Of the 30 states that allow the sale of raw milk, 13 allow the sale of raw milk on the farm. If the bill passed, Maryland would become the 14th state to permit this.
In Maryland and other states that ban raw milk, dairy milk is required to be pasteurized, or heated at high temperatures for a short amount of time to kill bacteria. Because raw milk is unpasteurized, it can carry bacteria such as salmonella or E. coli that can cause gastrointestinal illness, such as kidney failure, according to the Food and Drug Administration.
The Maryland Health Department says that raw milk is a high-risk food for all people, especially pregnant women, children and the elderly.
“Milk can easily become contaminated,” said Laurie Bucher, chief for Center for Milk and Dairy Product Safety of the Maryland Department of Health and Mental Hygiene.
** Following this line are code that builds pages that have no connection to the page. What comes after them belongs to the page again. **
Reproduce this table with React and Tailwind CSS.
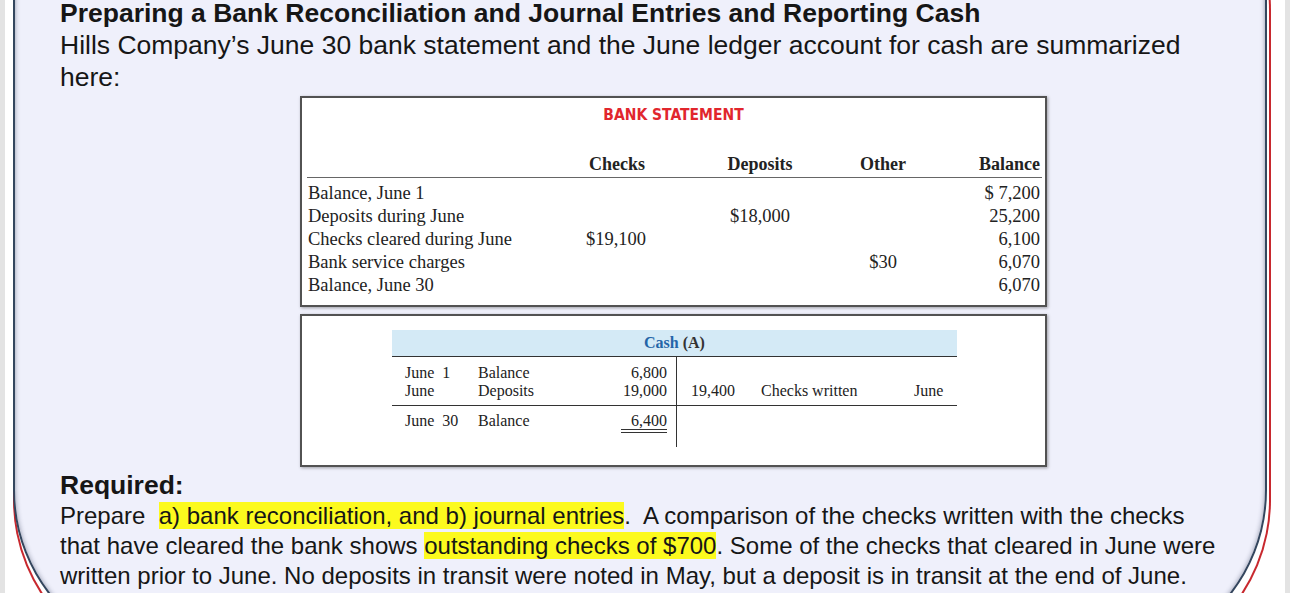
import React from "react";

const rows = [
  ["Balance, June 1", "", "", "", "$ 7,200"],
  ["Deposits during June", "", "$18,000", "", "25,200"],
  ["Checks cleared during June", "$19,100", "", "", "6,100"],
  ["Bank service charges", "", "", "$30", "6,070"],
  ["Balance, June 30", "", "", "", "6,070"],
];

function BankStatement() {
  return (
    <div className="ml-[240px] mt-[3px] w-[747px] h-[211px] bg-white border-2 border-[#525252] shadow-[1px_1px_3px_rgba(0,0,0,0.35)] font-['Liberation_Serif',serif] text-[#222]">
      <div className="mt-[6px] h-[22px] leading-[22px] text-center font-bold text-[15.5px] font-stretch-condensed text-[#e1262d] font-['DejaVu_Sans_Condensed','DejaVu_Sans',sans-serif]">
        BANK STATEMENT
      </div>
      <div className="ml-[5px] mr-[3px] mt-[27px] pb-[3px] border-b-[1.5px] border-[#666] grid grid-cols-[263px_94px_192px_54px_1fr] h-[25px] leading-[22px] text-[18px] font-bold">
        <div></div>
        <div className="text-center">Checks</div>
        <div className="text-center">Deposits</div>
        <div className="text-center">Other</div>
        <div className="text-right pr-[2px]">Balance</div>
      </div>
      <div className="ml-[5px] mr-[3px] pt-[4px] text-[18.5px] leading-[23px]">
        {rows.map((r, i) => (
          <div key={i} className="grid grid-cols-[263px_76px_144px_107px_1fr]">
            <div className="pl-[1px] whitespace-nowrap">{r[0]}</div>
            <div className="text-right">{r[1]}</div>
            <div className="text-right">{r[2]}</div>
            <div className="text-right">{r[3]}</div>
            <div className="text-right pr-[2px] whitespace-pre">{r[4]}</div>
          </div>
        ))}
      </div>
    </div>
  );
}

function CashAccount() {
  return (
    <div className="ml-[240px] mt-[7px] w-[747px] h-[153px] bg-white border-2 border-[#525252] shadow-[1px_1px_3px_rgba(0,0,0,0.35)] font-['Liberation_Serif',serif] text-[#222] text-[16px]">
      <div className="ml-[90px] mt-[14px] w-[565px]">
        <div className="h-[26px] leading-[26px] bg-[#d4eaf6] text-center text-[16px] font-semibold border-b-[1.5px] border-[#333] box-content">
          <span className="text-[#2465a8]">Cash</span> <span className="text-[#333]">(A)</span>
        </div>
        <div className="flex border-b-[1.5px] border-[#333] leading-[18px]">
          <div className="w-[285px] border-r-[1.5px] border-[#333] pt-[6.5px] pb-[5px] pl-[13px] pr-[9px]">
            <div className="grid grid-cols-[73px_1fr_auto]">
              <div className="whitespace-pre">June  1</div>
              <div>Balance</div>
              <div className="text-right">6,800</div>
            </div>
            <div className="grid grid-cols-[73px_1fr_auto]">
              <div>June</div>
              <div>Deposits</div>
              <div className="text-right">19,000</div>
            </div>
          </div>
          <div className="flex-1 pt-[24.5px] pl-[14px] flex">
            <span className="w-[70px]">19,400</span>
            <span className="w-[153px]">Checks written</span>
            <span>June</span>
          </div>
        </div>
        <div className="flex leading-[18px]">
          <div className="w-[285px] h-[41.5px] border-r-[1.5px] border-[#333] pt-[6.5px] pl-[13px] pr-[9px]">
            <div className="grid grid-cols-[73px_1fr_auto]">
              <div className="whitespace-pre">June  30</div>
              <div>Balance</div>
              <div className="text-right">
                <span className="inline-block pl-[10px] border-b-[4px] border-double border-[#333] leading-[16px]">6,400</span>
              </div>
            </div>
          </div>
          <div className="flex-1"></div>
        </div>
      </div>
    </div>
  );
}

const hl = "bg-[#fcfa1e]";

export default function App() {
  return (
    <div className="w-[1290px] h-[593px] overflow-hidden bg-white flex">
      <div className="w-[5px] h-full bg-[#e3e3e3] shrink-0"></div>
      <div className="ml-[8px] mt-[-170px] w-[1254px] h-[830px] shrink-0 rounded-[170px] border-2 border-[#34465e] bg-[#eff0fb] shadow-[inset_0_0_5px_rgba(30,40,70,0.45),2px_10px_0_0_#ffffff,2px_10px_0_2px_#c8282e] pt-[169px] pl-[45px] font-['Liberation_Sans',Arial,sans-serif] text-[#161616]">
        <div className="text-[26.5px] whitespace-nowrap">
          <div className="font-bold leading-[25px]">Preparing a Bank Reconciliation and Journal Entries and Reporting Cash</div>
          <div className="mt-[3px] leading-[32px]">Hills Company’s June 30 bank statement and the June ledger account for cash are summarized</div>
          <div className="leading-[32px]">here:</div>
        </div>
        <BankStatement />
        <CashAccount />
        <div className="mt-[3px] text-[26.5px] leading-[31px] font-bold">Required:</div>
        <div className="text-[24px] leading-[30px] whitespace-pre">
          <div>
            Prepare  <span className={hl}>a) bank reconciliation, and b) journal entries</span>.  A comparison of the checks written with the checks
          </div>
          <div>
            that have cleared the bank shows <span className={hl}>outstanding checks of $700</span>. Some of the checks that cleared in June were
          </div>
          <div>written prior to June. No deposits in transit were noted in May, but a deposit is in transit at the end of June.</div>
        </div>
      </div>
      <div className="ml-auto w-[5px] h-full bg-[#e3e3e3] shrink-0"></div>
    </div>
  );
}
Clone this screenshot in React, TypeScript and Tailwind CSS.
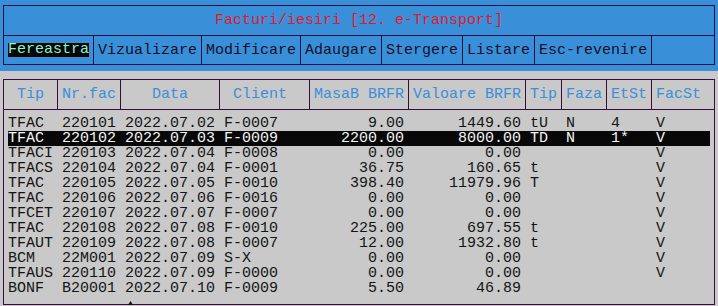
import React from "react";

type Row = {
  tip: string;
  nr: string;
  data: string;
  client: string;
  masa: string;
  val: string;
  t: string;
  faza: string;
  etst: string;
  facst: string;
  sel?: boolean;
};

const rows: Row[] = [
  { tip: "TFAC", nr: "220101", data: "2022.07.02", client: "F-0007", masa: "9.00", val: "1449.60", t: "tU", faza: "N", etst: "4", facst: "V" },
  { tip: "TFAC", nr: "220102", data: "2022.07.03", client: "F-0009", masa: "2200.00", val: "8000.00", t: "TD", faza: "N", etst: "1*", facst: "V", sel: true },
  { tip: "TFACI", nr: "220103", data: "2022.07.04", client: "F-0008", masa: "0.00", val: "0.00", t: "", faza: "", etst: "", facst: "V" },
  { tip: "TFACS", nr: "220104", data: "2022.07.04", client: "F-0001", masa: "36.75", val: "160.65", t: "t", faza: "", etst: "", facst: "V" },
  { tip: "TFAC", nr: "220105", data: "2022.07.05", client: "F-0010", masa: "398.40", val: "11979.96", t: "T", faza: "", etst: "", facst: "V" },
  { tip: "TFAC", nr: "220106", data: "2022.07.06", client: "F-0016", masa: "0.00", val: "0.00", t: "", faza: "", etst: "", facst: "V" },
  { tip: "TFCET", nr: "220107", data: "2022.07.07", client: "F-0007", masa: "0.00", val: "0.00", t: "", faza: "", etst: "", facst: "V" },
  { tip: "TFAC", nr: "220108", data: "2022.07.08", client: "F-0010", masa: "225.00", val: "697.55", t: "t", faza: "", etst: "", facst: "V" },
  { tip: "TFAUT", nr: "220109", data: "2022.07.08", client: "F-0007", masa: "12.00", val: "1932.80", t: "t", faza: "", etst: "", facst: "V" },
  { tip: "BCM", nr: "22M001", data: "2022.07.09", client: "S-X", masa: "0.00", val: "0.00", t: "", faza: "", etst: "", facst: "V" },
  { tip: "TFAUS", nr: "220110", data: "2022.07.09", client: "F-0000", masa: "0.00", val: "0.00", t: "", faza: "", etst: "", facst: "V" },
  { tip: "BONF", nr: "B20001", data: "2022.07.10", client: "F-0009", masa: "5.50", val: "46.89", t: "", faza: "", etst: "", facst: "" },
];

function line(r: Row): string {
  const a = Array.from({ length: 78 }, () => " ");
  const put = (s: string, at: number) => {
    for (let i = 0; i < s.length; i++) a[at + i] = s[i];
  };
  put(r.tip, 0);
  put(r.nr, 6);
  put(r.data, 13);
  put(r.client, 24);
  put(r.masa, 44 - r.masa.length);
  put(r.val, 57 - r.val.length);
  put(r.t, 58);
  put(r.faza, 62);
  put(r.etst, 67);
  put(r.facst, 72);
  return a.join("");
}

const headers = [
  { cls: "w-[45px]", label: " Tip " },
  { cls: "w-[54px]", label: "Nr.fac" },
  { cls: "w-[90px]", label: "   Data   " },
  { cls: "w-[81px]", label: " Client  " },
  { cls: "w-[90px]", label: "MasaB BRFR" },
  { cls: "w-[108px]", label: "Valoare BRFR" },
  { cls: "w-[27px]", label: "Tip" },
  { cls: "w-[36px]", label: "Faza" },
  { cls: "w-[36px]", label: "EtSt" },
  { cls: "w-[54px]", label: "FacSt " },
];

const menu = ["Vizualizare", "Modificare", "Adaugare", "Stergere", "Listare", "Esc-revenire"];

function MenuSep() {
  return (
    <div className="w-[9px] shrink-0 self-stretch flex">
      <div className="ml-[4px] w-px bg-[#121244]" />
    </div>
  );
}

function TableSep() {
  return (
    <div className="w-[9px] shrink-0 self-stretch flex">
      <div className="ml-[4px] w-px bg-[#3a0c3e]" />
    </div>
  );
}

export default function App() {
  return (
    <div
      className="relative w-[718px] h-[306px] overflow-hidden bg-[#c9c9c9] text-[15px] leading-[15px]"
      style={{ fontFamily: '"Liberation Mono", "DejaVu Sans Mono", monospace' }}
    >
      {/* top blue area */}
      <div className="bg-[#3a8fd9] pt-[5px] pb-[6px]">
        <div className="ml-[3px] w-[712px] border border-[#121244]">
          <div className="h-[29px] flex items-center justify-center text-[#e4182c] whitespace-pre">
            Facturi/iesiri [12. e-Transport]
          </div>
          <div className="h-[29px] border-t border-[#121244] flex items-stretch pl-[4px] text-[#10102a] whitespace-pre">
            <div className="flex items-center">
              <span className="inline-block h-[14px] leading-[14px] bg-[#050505] text-[#8cf2cf]">Fereastra</span>
            </div>
            {menu.map((m) => (
              <React.Fragment key={m}>
                <MenuSep />
                <div className="flex items-center">{m}</div>
              </React.Fragment>
            ))}
            <MenuSep />
          </div>
        </div>
      </div>

      {/* table */}
      <div className="pt-[8px]">
        <div className="ml-[3px] w-[712px] h-[225px] border-l border-r border-t border-[#3a0c3e]">
          <div className="h-[30px] border-b border-[#3a0c3e] flex items-stretch px-[4px] text-[#3a8fd9] whitespace-pre">
            {headers.map((h, i) => (
              <React.Fragment key={i}>
                {i > 0 && <TableSep />}
                <div className={`${h.cls} shrink-0 flex items-center`}>{h.label}</div>
              </React.Fragment>
            ))}
          </div>
          <div className="pt-[6px] px-[4px]">
            {rows.map((r, i) => (
              <div
                key={i}
                className={
                  r.sel
                    ? "h-[15px] pt-[1px] leading-[14px] whitespace-pre bg-[#080808] text-[#f4f4f4]"
                    : "h-[15px] pt-[1px] leading-[14px] whitespace-pre text-[#141414]"
                }
              >
                {line(r)}
              </div>
            ))}
          </div>
        </div>
        <div className="ml-[3px] w-[712px] h-px bg-[#3a0c3e]" />
      </div>

      <svg className="absolute left-[128px] top-[301px]" width="5" height="4" viewBox="0 0 5 4">
        <polygon points="2.5,0 5,4 0,4" fill="#101010" />
      </svg>
    </div>
  );
}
Udders can become infected, distributing bacteria into the milk, Bucher said.
Between 1993 and 2006, 60 percent of reported dairy-related outbreaks were linked to raw milk, according to a study released by the Center for Disease Control in 2012.
Despite health concerns about raw milk, Hubbard said that some consumers still prefer raw milk, prompting him to co-sponsor the legislation in Annapolis.
“They know what the FDA has said about raw milk,” said Hubbard. “I advocate for the bill for the restoration of consumer rights.”
Liz Reitzig, a raw milk advocate, said she drives from Bowie to Pennsylvania to buy raw milk for about $7 to $8 per gallon for her family.
It’s illegal to transport raw milk across state lines, but for Reitzig, the health benefits of raw milk are worth the risk.
“Based on my experience, I’ve seen my children thrive on it,” said Reitzig, a mother of five children, ages 2 to 11.
Proponents of drinking raw milk claim that raw milk is more nutritious than pasteurized milk and that it is antimicrobial, according to the legislative analysis of the raw milk bill.
Eric Foster, the dairy farmer, believes it all depends on where and how the milk is produced. There would be a big difference between raw milk produced on a larger farm compared to a smaller farm, he said.
“I think that if it’s milk from a good farm, then I think people should have a choice,” said Foster.
On his farm, he can name all 60 of his cows, like Jewel and Wanda. They graze on grass for most of the year.
The Fosters already sell cheese made with aged raw milk, which was legalized in 2009. Their artisanal cheese helped boost their business, but they’re not entirely sure if they’d sell raw milk if it became legalized.
There are technical issues to consider, said Holly Foster, co-owner of the farm. The cows are milked by machines. The milk travels through pipes to a large tank. However, once the milk reaches the tank, the Fosters are not allowed to extract the milk.
The Fosters earn money in part based on how much milk they produce, so they’d have to determine how much milk they’d allot for raw milk customers.
Then there’s the issue of packaging. Should they allow the customer to bring their own bottles or should they provide their own glass bottles?
“I don’t know if I’d trust their bottles, for sanitary reasons,” Holly Foster said.
Still, the prospect of another means of income is tantalizing.
But Eric Foster also said he could understand the concerns of the dairy industry.
“The dairy industry is a big industry,” he said. “Dairy plants do not want to see raw milk get passed because of the possibility of mishandling. It can give milk a bad name.”